▸ WHAT IS NEEDED
Retype the listing below line for line, but only from the line with "Write a component" down to the line with "shadow-[1px_1px_1px_rgba(0,0,0,0.18)] text-[14px] text-[#222]", inclusive. Pictures stay out.

Rows from a dataset of pages and code

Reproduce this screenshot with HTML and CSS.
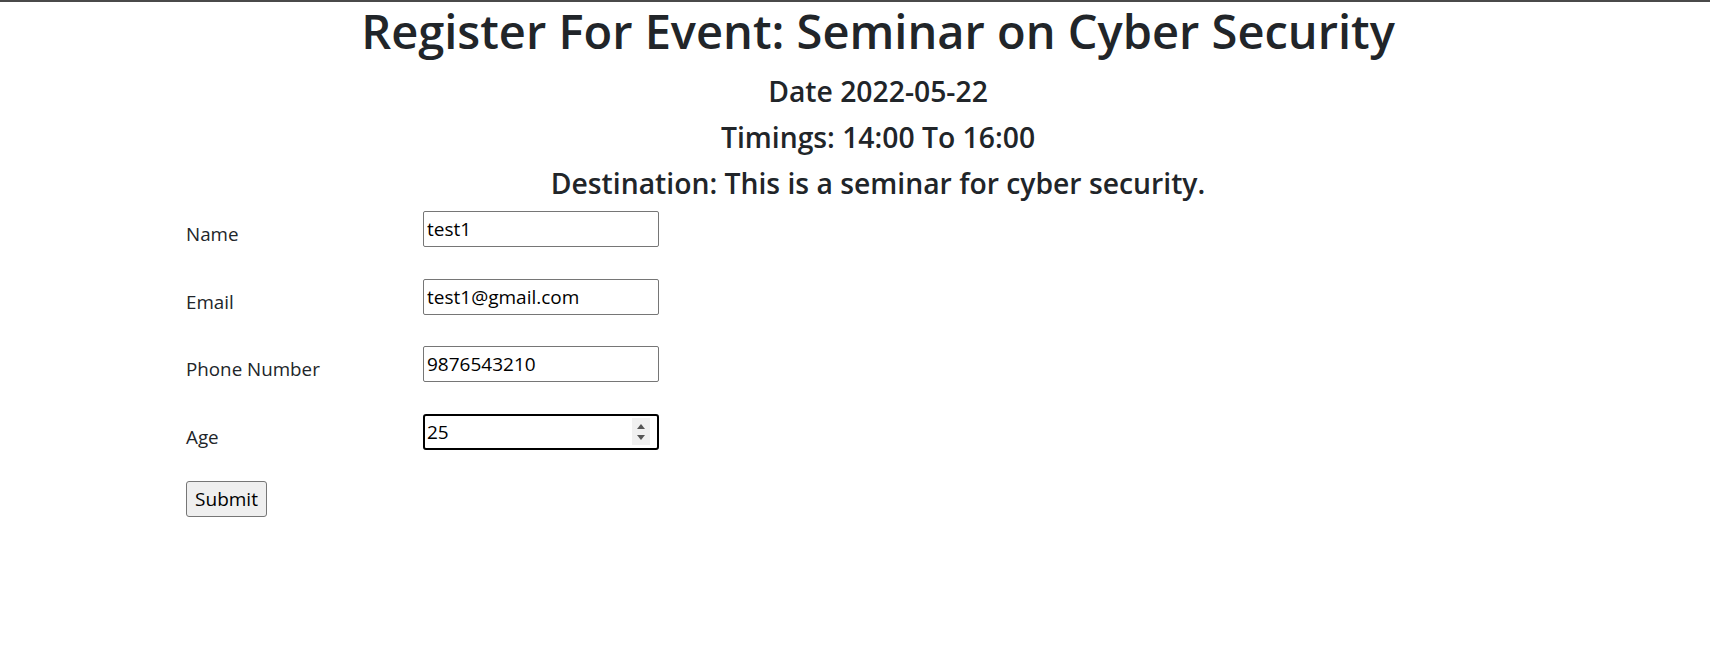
FILE: index.html
```html
<!DOCTYPE html>
<html lang="en">
<head>
<meta charset="utf-8">
<title>Register For Event</title>
<link rel="stylesheet" href="styles.css">
</head>
<body>
<div class="topline"></div>
<header class="event-head">
  <h1 class="title">Register For Event: Seminar on Cyber Security</h1>
  <h4 class="sub">Date 2022-05-22</h4>
  <h4 class="sub">Timings: 14:00 To 16:00</h4>
  <h4 class="sub">Destination: This is a seminar for cyber security.</h4>
</header>
<form class="reg-form">
  <div class="row">
    <label class="lbl" for="name">Name</label>
    <input class="field" id="name" type="text" value="test1">
  </div>
  <div class="row">
    <label class="lbl" for="email">Email</label>
    <input class="field" id="email" type="text" value="test1@gmail.com">
  </div>
  <div class="row">
    <label class="lbl" for="phone">Phone Number</label>
    <input class="field" id="phone" type="text" value="9876543210">
  </div>
  <div class="row">
    <label class="lbl" for="age">Age</label>
    <div class="numbox">
      <input class="numfield" id="age" type="text" value="25">
      <span class="spin"><span class="up"></span><span class="down"></span></span>
    </div>
  </div>
  <div class="actions">
    <button class="submit" type="button">Submit</button>
  </div>
</form>
</body>
</html>
```
FILE: styles.css
```css
html, body {
  margin: 0;
  padding: 0;
  background: #fff;
}
body {
  font-family: "Open Sans", "Noto Sans", sans-serif;
  color: #212529;
}
.topline {
  height: 2px;
  background: #4a4a4a;
}
.event-head {
  padding-left: 46px;
  text-align: center;
}
.title {
  margin: -1px 0 12px 0;
  font-size: 47px;
  line-height: 60px;
  font-weight: 560;
}
.sub {
  margin: 0 0 10px 0;
  font-size: 28.3px;
  line-height: 36px;
  font-weight: 570;
}
.reg-form {
  padding-left: 186px;
  display: flex;
  flex-direction: column;
  gap: 31.5px;
}
.row {
  display: grid;
  grid-template-columns: 237px 236px;
  align-items: start;
}
.lbl {
  font-size: 18.8px;
  line-height: 25px;
  padding-top: 11px;
}
.field {
  box-sizing: border-box;
  width: 236px;
  height: 36px;
  margin: 0;
  border: 1px solid #767676;
  border-radius: 2px;
  padding: 0 3px;
  font-family: inherit;
  font-size: 19px;
  color: #000;
  background: #fff;
}
.numbox {
  box-sizing: border-box;
  width: 236px;
  height: 36px;
  border: 2px solid #000;
  border-radius: 3px;
  display: flex;
  align-items: center;
  padding: 0 7px 0 2px;
}
.numfield {
  flex: 1;
  min-width: 0;
  border: 0;
  outline: none;
  padding: 0;
  margin: 0;
  font-family: inherit;
  font-size: 19px;
  color: #000;
  background: transparent;
}
.spin {
  width: 18px;
  height: 27px;
  background: #f0f0f0;
  display: flex;
  flex-direction: column;
  align-items: center;
  justify-content: center;
  gap: 6px;
}
.up {
  width: 0;
  height: 0;
  border-left: 4.5px solid transparent;
  border-right: 4.5px solid transparent;
  border-bottom: 5px solid #555;
}
.down {
  width: 0;
  height: 0;
  border-left: 4.5px solid transparent;
  border-right: 4.5px solid transparent;
  border-top: 5px solid #555;
}
.actions {
  display: flex;
}
.submit {
  box-sizing: border-box;
  width: 81px;
  height: 36px;
  margin: 0;
  padding: 0 8px;
  font-family: inherit;
  font-size: 19px;
  color: #000;
  background: #efefef;
  border: 1px solid #767676;
  border-radius: 3px;
}
```
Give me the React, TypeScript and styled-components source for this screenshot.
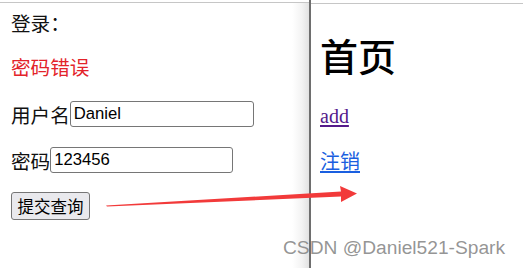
import React from "react";
import styled, { createGlobalStyle } from "styled-components";

const Global = createGlobalStyle`
  html, body { margin: 0; padding: 0; background: #fff; }
  body { width: 523px; height: 268px; overflow: hidden; }
  #root { width: 523px; height: 268px; }
`;

const Page = styled.div`
  position: relative;
  display: flex;
  width: 523px;
  height: 268px;
  overflow: hidden;
  background: #fff;
`;

const LeftPane = styled.div`
  width: 309px;
  height: 100%;
  box-sizing: border-box;
  border-top: 1px solid #c6c6c6;
  margin-top: 2px;
  padding: 10px 0 0 11px;
  display: flex;
  flex-direction: column;
  gap: 20px;
  background: linear-gradient(to right, #fff 0, #fff 292px, #f3f3f3 302px, #e2e2e2 309px);
  font-family: "Liberation Serif", "Noto Sans CJK SC", serif;
  font-size: 19.6px;
  color: #111;
`;

const Divider = styled.div`
  width: 2px;
  height: 100%;
  background: #6e6e6e;
`;

const RightPane = styled.div`
  flex: 1;
  height: 100%;
  box-sizing: border-box;
  border-top: 1px solid #c6c6c6;
  margin-top: 3px;
  padding-left: 9px;
  display: flex;
  flex-direction: column;
  font-family: "Liberation Serif", "Noto Sans CJK SC", serif;
  font-size: 20px;
`;

const Line = styled.div<{ $color?: string }>`
  height: 24px;
  line-height: 24px;
  color: ${(p) => p.$color || "#111"};
  white-space: nowrap;
`;

const Row = styled.div<{ $h?: number }>`
  display: flex;
  align-items: center;
  height: ${(p) => p.$h || 26}px;
  margin-top: ${(p) => (p.$h ? -1 : 0)}px;
  white-space: nowrap;
`;

const TextInput = styled.input<{ $w: number }>`
  box-sizing: border-box;
  width: ${(p) => p.$w}px;
  height: 26px;
  margin: 0;
  padding: 0 3px;
  border: 1px solid #767676;
  border-radius: 3px;
  background: #fff;
  font-family: "Liberation Sans", Arial, sans-serif;
  font-size: 16.67px;
  color: #000;
  outline: none;
`;

const SubmitButton = styled.button`
  box-sizing: border-box;
  width: 79px;
  height: 28px;
  padding: 0;
  border: 1px solid #767676;
  border-radius: 3px;
  background: #e9e9ed;
  font-family: "Noto Sans CJK SC", sans-serif;
  font-size: 16.5px;
  line-height: 26px;
  color: #000;
`;

const Title = styled.h1`
  margin: 28px 0 0 0;
  height: 46px;
  line-height: 46px;
  font-family: "Noto Sans CJK SC", serif;
  font-size: 38px;
  font-weight: 500;
  color: #000;
`;

const Link = styled.a<{ $color: string; $top: number }>`
  display: block;
  margin-top: ${(p) => p.$top}px;
  height: 24px;
  line-height: 24px;
  color: ${(p) => p.$color};
  text-decoration: underline;
  text-underline-offset: 2px;
  align-self: flex-start;
`;

const Arrow = styled.svg`
  position: absolute;
  left: 0;
  top: 0;
  pointer-events: none;
`;

const Watermark = styled.div`
  position: absolute;
  left: 283px;
  top: 237px;
  font-family: "Liberation Sans", Arial, sans-serif;
  font-size: 19.2px;
  line-height: 22px;
  color: rgba(130, 130, 130, 0.85);
  white-space: nowrap;
`;

export default function App() {
  return (
    <>
      <Global />
      <Page>
        <LeftPane>
          <Line>登录：</Line>
          <Line $color="#e3232a">密码错误</Line>
          <Row>
            用户名<TextInput $w={184} defaultValue="Daniel" />
          </Row>
          <Row>
            密码<TextInput $w={183} defaultValue="123456" />
          </Row>
          <Row $h={28}>
            <SubmitButton>提交查询</SubmitButton>
          </Row>
        </LeftPane>
        <Divider />
        <RightPane>
          <Title>首页</Title>
          <Link href="#" $color="#551a8b" $top={26}>add</Link>
          <Link href="#" $color="#1a5fe0" $top={22}>注销</Link>
        </RightPane>
        <Arrow width="523" height="268" viewBox="0 0 523 268">
          <polygon
            points="106,205.5 341,191.5 340,186 357,193.5 341,202 341,196.5 107,206.5"
            fill="#f23a3a"
          />
        </Arrow>
        <Watermark>CSDN @Daniel521-Spark</Watermark>
      </Page>
    </>
  );
}
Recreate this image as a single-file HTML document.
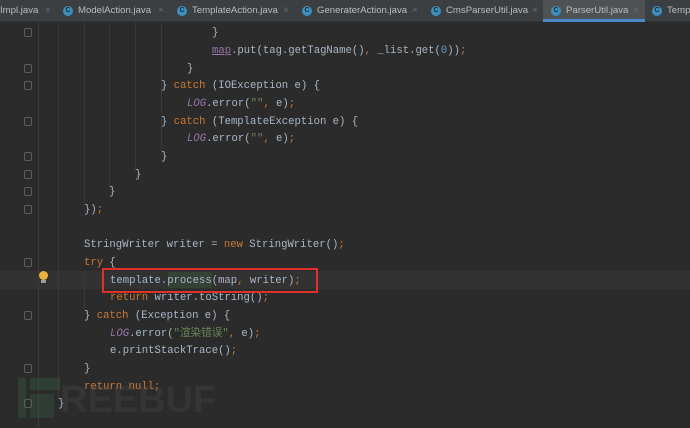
<!DOCTYPE html>
<html><head><meta charset="utf-8"><style>
*{margin:0;padding:0;box-sizing:border-box}
body{width:690px;height:427px;overflow:hidden;background:#2b2b2b;position:relative;font-family:"Liberation Sans",sans-serif}
.tabs{position:absolute;left:0;top:0;width:690px;height:22px;background:#3c3f41;border-bottom:1px solid #323232}
.t{position:absolute;top:0;height:22px;line-height:22px;font-size:9.6px;color:#bbbbbb;white-space:nowrap}
.ic{position:absolute;top:6px;width:10px;height:10px;border-radius:50%;background:#3d8fc2;color:#2b2b2b;font-size:7px;line-height:10px;text-align:center;font-weight:bold}
.x{position:absolute;top:0;line-height:22px;font-size:10px;color:#6b6e70}
.act{position:absolute;left:543px;top:0;width:102px;height:22px;background:#4e5254}
.ul{position:absolute;left:543px;top:19px;width:102px;height:3px;background:#4a88c7}
.gut{position:absolute;left:38px;top:22px;width:1px;height:405px;background:#3a3a3a}
.g{position:absolute;width:1px;background:#393939}
.c{position:absolute;left:0;top:1px;width:690px;height:427px}
.l{position:absolute;font-family:"Liberation Mono","Noto Sans CJK SC",monospace;font-size:10.6px;color:#a9b7c6;white-space:pre;line-height:17px;height:17px}
.k{color:#cc7832}.p{color:#9876aa;font-style:italic}.s{color:#6a8759}.n{color:#6897bb}
.f{position:absolute;left:24px;width:8px;height:9px;border:1px solid #5a5d5f;border-radius:2px;background:#2b2b2b}
</style></head><body>
<div class="tabs">
<div class="act"></div><div class="ul"></div>
<div class="t" style="left:0">Impl.java</div><div class="x" style="left:45px">×</div>
<div class="ic" style="left:63px">C</div><div class="t" style="left:78px">ModelAction.java</div><div class="x" style="left:158px">×</div>
<div class="ic" style="left:177px">C</div><div class="t" style="left:192px">TemplateAction.java</div><div class="x" style="left:283px">×</div>
<div class="ic" style="left:302px">C</div><div class="t" style="left:317px">GeneraterAction.java</div><div class="x" style="left:412px">×</div>
<div class="ic" style="left:431px">C</div><div class="t" style="left:446px">CmsParserUtil.java</div><div class="x" style="left:532px">×</div>
<div class="ic" style="left:551px">C</div><div class="t" style="left:566px">ParserUtil.java</div><div class="x" style="left:633px">×</div>
<div class="ic" style="left:652px">C</div><div class="t" style="left:667px">Temp</div>
</div>
<div style="position:absolute;left:0;top:271px;width:690px;height:18px;background:#323232"></div>
<div style="position:absolute;left:168px;top:272px;width:44px;height:16px;background:#344134"></div>
<div class="gut"></div>
<div class="g" style="left:58px;top:22px;height:377px"></div>
<div class="g" style="left:84px;top:22px;height:180px"></div>
<div class="g" style="left:109px;top:22px;height:165px"></div>
<div class="g" style="left:135px;top:22px;height:148px"></div>
<div class="g" style="left:161px;top:22px;height:132px"></div>
<div class="g" style="left:84px;top:270px;height:40px"></div>
<div class="f" style="top:28px"></div><div class="f" style="top:64px"></div><div class="f" style="top:81px"></div>
<div class="f" style="top:117px"></div><div class="f" style="top:152px"></div><div class="f" style="top:170px"></div>
<div class="f" style="top:187px"></div><div class="f" style="top:205px"></div><div class="f" style="top:258px"></div>
<div class="f" style="top:311px"></div><div class="f" style="top:364px"></div><div class="f" style="top:399px"></div>
<div style="position:absolute;left:39px;top:271px;width:9px;height:9px;border-radius:50%;background:#e8b33c"></div>
<div style="position:absolute;left:41px;top:280px;width:5px;height:3px;background:#9a9a9a"></div>
<div class="c">
<div class="l" style="left:212px;top:24px">}</div>
<div class="l" style="left:212px;top:42px"><span style="color:#9876aa;text-decoration:underline">map</span>.put(tag.getTagName()<span class="k">,</span> _list.get(<span class="n">0</span>))<span class="k">;</span></div>
<div class="l" style="left:187px;top:60px">}</div>
<div class="l" style="left:161px;top:77px">} <span class="k">catch</span> (IOException e) {</div>
<div class="l" style="left:187px;top:95px"><span class="p">LOG</span>.error(<span class="s">""</span><span class="k">,</span> e)<span class="k">;</span></div>
<div class="l" style="left:161px;top:113px">} <span class="k">catch</span> (TemplateException e) {</div>
<div class="l" style="left:187px;top:130px"><span class="p">LOG</span>.error(<span class="s">""</span><span class="k">,</span> e)<span class="k">;</span></div>
<div class="l" style="left:161px;top:148px">}</div>
<div class="l" style="left:135px;top:166px">}</div>
<div class="l" style="left:109px;top:183px">}</div>
<div class="l" style="left:84px;top:201px">})<span class="k">;</span></div>
<div class="l" style="left:84px;top:236px">StringWriter writer = <span class="k">new</span> StringWriter()<span class="k">;</span></div>
<div class="l" style="left:84px;top:254px"><span class="k">try</span> {</div>
<div class="l" style="left:110px;top:272px">template.process(map<span class="k">,</span> writer)<span class="k">;</span></div>
<div class="l" style="left:110px;top:289px"><span class="k">return</span> writer.toString()<span class="k">;</span></div>
<div class="l" style="left:84px;top:307px">} <span class="k">catch</span> (Exception e) {</div>
<div class="l" style="left:110px;top:325px"><span class="p">LOG</span>.error(<span class="s">"渲染错误"</span><span class="k">,</span> e)<span class="k">;</span></div>
<div class="l" style="left:110px;top:342px">e.printStackTrace()<span class="k">;</span></div>
<div class="l" style="left:84px;top:360px">}</div>
<div class="l" style="left:84px;top:378px"><span class="k">return null;</span></div>
<div class="l" style="left:58px;top:395px">}</div>
</div>
<div style="position:absolute;left:102px;top:268px;width:216px;height:25px;border:2px solid #e0302a"></div>
<div style="position:absolute;left:18px;top:378px;width:8px;height:40px;background:rgba(60,110,80,0.3)"></div>
<div style="position:absolute;left:30px;top:378px;width:30px;height:12px;background:rgba(60,110,80,0.3)"></div>
<div style="position:absolute;left:30px;top:394px;width:24px;height:24px;background:rgba(60,110,80,0.25)"></div>
<div style="position:absolute;left:60px;top:380px;font:bold 38px/40px 'Liberation Sans',sans-serif;color:rgba(90,90,90,0.22);letter-spacing:0px">REEBUF</div>
</body></html>
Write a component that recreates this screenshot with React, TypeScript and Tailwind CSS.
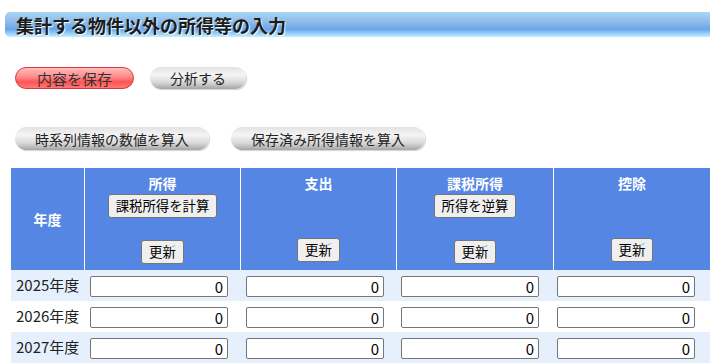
import React from "react";

const years = ["2025年度", "2026年度", "2027年度"];

function SysBtn({ children, className = "" }: { children: React.ReactNode; className?: string }) {
  return (
    <button
      className={
        "h-[24px] px-[7px] border border-[#767676] rounded-[3px] bg-[#efefef] text-[13.4px] leading-none text-black " +
        className
      }
    >
      {children}
    </button>
  );
}

function NumInput() {
  return (
    <input
      readOnly
      value="0"
      className="w-[138px] h-[21px] border border-[#767676] rounded-[2px] bg-white text-right pr-[4px] text-[15px] text-black outline-none"
    />
  );
}

const grayPill =
  "rounded-full bg-[linear-gradient(180deg,#e2e2e2_0%,#f5f5f5_35%,#d8d8d8_70%,#a4a4a4_100%)] shadow-[1px_1px_1px_rgba(0,0,0,0.18)] text-[14px] text-[#222] leading-none";

export default function App() {
  return (
    <div className="w-[710px] h-[363px] overflow-hidden bg-white font-['Noto_Sans_CJK_JP','Noto_Sans',sans-serif] text-[#222]">
      <div className="pt-[12px] pl-[5px]">
        <div className="h-[25px] w-[720px] rounded-l-[5px] bg-[linear-gradient(180deg,#a9d5f5_0%,#8fbbe8_40%,#7aaeea_55%,#6aa8ee_70%,#c0f0ff_100%)] flex items-center pl-[11px]">
          <span className="text-[18px] font-bold text-[#1c1c1c] leading-none [text-shadow:1px_1px_1px_#ffffff]">
            集計する物件以外の所得等の入力
          </span>
        </div>
      </div>

      <div className="flex gap-[16px] pl-[15px] mt-[30px]">
        <button className="w-[119px] h-[22px] rounded-full border border-[#d83a3a] bg-[linear-gradient(180deg,#ffbcbc_0%,#ff8a8a_45%,#ff5454_70%,#ff7878_100%)] text-[15px] text-[#333] leading-none">
          内容を保存
        </button>
        <button className={"w-[96px] h-[22px] " + grayPill}>分析する</button>
      </div>

      <div className="flex gap-[22px] pl-[15px] mt-[38px]">
        <button className={"w-[194px] h-[23px] " + grayPill}>時系列情報の数値を算入</button>
        <button className={"w-[194px] h-[23px] " + grayPill}>保存済み所得情報を算入</button>
      </div>

      <div className="ml-[11px] mt-[18px] w-[720px]">
        <div className="flex h-[102px] bg-[#5686e3] text-white font-bold text-[14px]">
          <div className="w-[74px] border-r border-white flex items-center justify-center">年度</div>
          <div className="w-[156px] border-r border-white flex flex-col items-center pt-[5px]">
            <div className="h-[20px] leading-[20px]">所得</div>
            <SysBtn className="mt-[1px] font-normal">課税所得を計算</SysBtn>
            <SysBtn className="mt-[22px] font-normal">更新</SysBtn>
          </div>
          <div className="w-[156px] border-r border-white flex flex-col items-center pt-[5px]">
            <div className="h-[20px] leading-[20px]">支出</div>
            <SysBtn className="mt-[45px] font-normal">更新</SysBtn>
          </div>
          <div className="w-[157px] border-r border-white flex flex-col items-center pt-[5px]">
            <div className="h-[20px] leading-[20px]">課税所得</div>
            <SysBtn className="mt-[1px] font-normal">所得を逆算</SysBtn>
            <SysBtn className="mt-[22px] font-normal">更新</SysBtn>
          </div>
          <div className="w-[156px] flex flex-col items-center pt-[5px]">
            <div className="h-[20px] leading-[20px]">控除</div>
            <SysBtn className="mt-[45px] font-normal">更新</SysBtn>
          </div>
        </div>
        {years.map((y, i) => (
          <div
            key={y}
            className={"flex items-center h-[31px] " + (i % 2 === 0 ? "bg-[#e6f0fd]" : "bg-white")}
          >
            <div className="w-[74px] pl-[5px] text-[15px] text-[#222]">{y}</div>
            <div className="w-[156px] pl-[5px]">
              <NumInput />
            </div>
            <div className="w-[156px] pl-[5px]">
              <NumInput />
            </div>
            <div className="w-[157px] pl-[4px]">
              <NumInput />
            </div>
            <div className="w-[156px] pl-[3px]">
              <NumInput />
            </div>
          </div>
        ))}
      </div>
    </div>
  );
}
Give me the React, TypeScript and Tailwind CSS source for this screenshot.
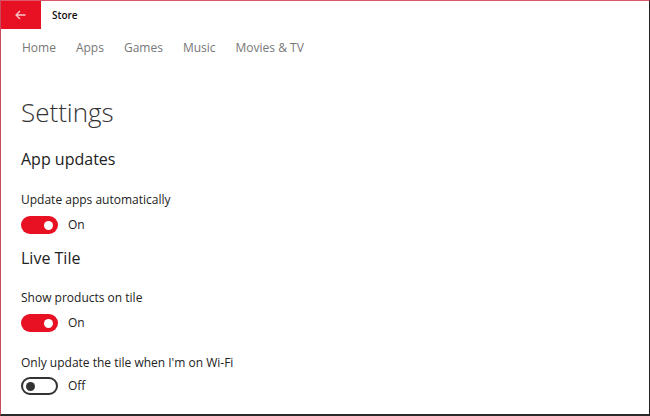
import React from "react";

function Toggle({ on, label }: { on: boolean; label: string }) {
  return (
    <div className="flex items-center h-[18px]">
      {on ? (
        <div className="w-[37px] h-[18px] rounded-full bg-[#e81123] flex items-center justify-end pr-[5px]">
          <div className="w-[9px] h-[9px] rounded-full bg-white" />
        </div>
      ) : (
        <div className="w-[37px] h-[18px] rounded-full border-2 border-[#333] flex items-center justify-start pl-[3px]">
          <div className="w-[9px] h-[9px] rounded-full bg-[#333]" />
        </div>
      )}
      <span className="ml-[10px] text-[12px] leading-[18px] text-[#222]">{label}</span>
    </div>
  );
}

export default function App() {
  return (
    <div
      className="w-[650px] h-[416px] bg-white relative overflow-hidden border-t border-l border-t-[#e0556a] border-l-[#c94b5e] border-r border-r-[#222] border-b-2 border-b-[#2a2a2a] flex flex-col"
      style={{ fontFamily: '"Open Sans", "Noto Sans", sans-serif' }}
    >
      <div className="flex items-center h-[28px] shrink-0">
        <div className="w-[41px] h-[28px] -mt-px -ml-px bg-[#e81123] flex items-center justify-center">
          <svg width="11" height="10" viewBox="0 0 11 10" fill="none" stroke="#f7c6cb" strokeWidth="1.3">
            <path d="M10.5 5H1.2M5 1L1 5l4 4" />
          </svg>
        </div>
        <span className="ml-[11px] text-[10px] font-semibold text-[#111]">Store</span>
      </div>
      <div className="flex items-center pl-[21px] gap-[20px] mt-[10px] text-[12px] leading-[18px] text-[#777]">
        <span>Home</span>
        <span>Apps</span>
        <span>Games</span>
        <span>Music</span>
        <span>Movies &amp; TV</span>
      </div>
      <div className="pl-[20px] flex flex-col">
        <div className="mt-[38px] text-[26px] font-light text-[#333] leading-[34px]">Settings</div>
        <div className="mt-[18px] text-[16px] text-[#222] leading-[24px]">App updates</div>
        <div className="mt-[20px] text-[12px] text-[#222] leading-[18px]">Update apps automatically</div>
        <div className="mt-[7px]"><Toggle on label="On" /></div>
        <div className="mt-[12px] text-[16px] text-[#222] leading-[24px]">Live Tile</div>
        <div className="mt-[19px] text-[12px] text-[#222] leading-[18px]">Show products on tile</div>
        <div className="mt-[7px]"><Toggle on label="On" /></div>
        <div className="mt-[22px] text-[12px] text-[#222] leading-[18px]">Only update the tile when I'm on Wi-Fi</div>
        <div className="mt-[5px]"><Toggle on={false} label="Off" /></div>
      </div>
    </div>
  );
}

▸ RESULT
Write a component that recreates this screenshot with React, TypeScript and Tailwind CSS.
import React from "react";

const years = ["2025年度", "2026年度", "2027年度"];

function SysBtn({ children, className = "" }: { children: React.ReactNode; className?: string }) {
  return (
    <button
      className={
        "h-[24px] px-[7px] border border-[#767676] rounded-[3px] bg-[#efefef] text-[13.4px] leading-none text-black " +
        className
      }
    >
      {children}
    </button>
  );
}

function NumInput() {
  return (
    <input
      readOnly
      value="0"
      className="w-[138px] h-[21px] border border-[#767676] rounded-[2px] bg-white text-right pr-[4px] text-[15px] text-black outline-none"
    />
  );
}

const grayPill =
  "rounded-full bg-[linear-gradient(180deg,#e2e2e2_0%,#f5f5f5_35%,#d8d8d8_70%,#a4a4a4_100%)] shadow-[1px_1px_1px_rgba(0,0,0,0.18)] text-[14px] text-[#222] leading-none";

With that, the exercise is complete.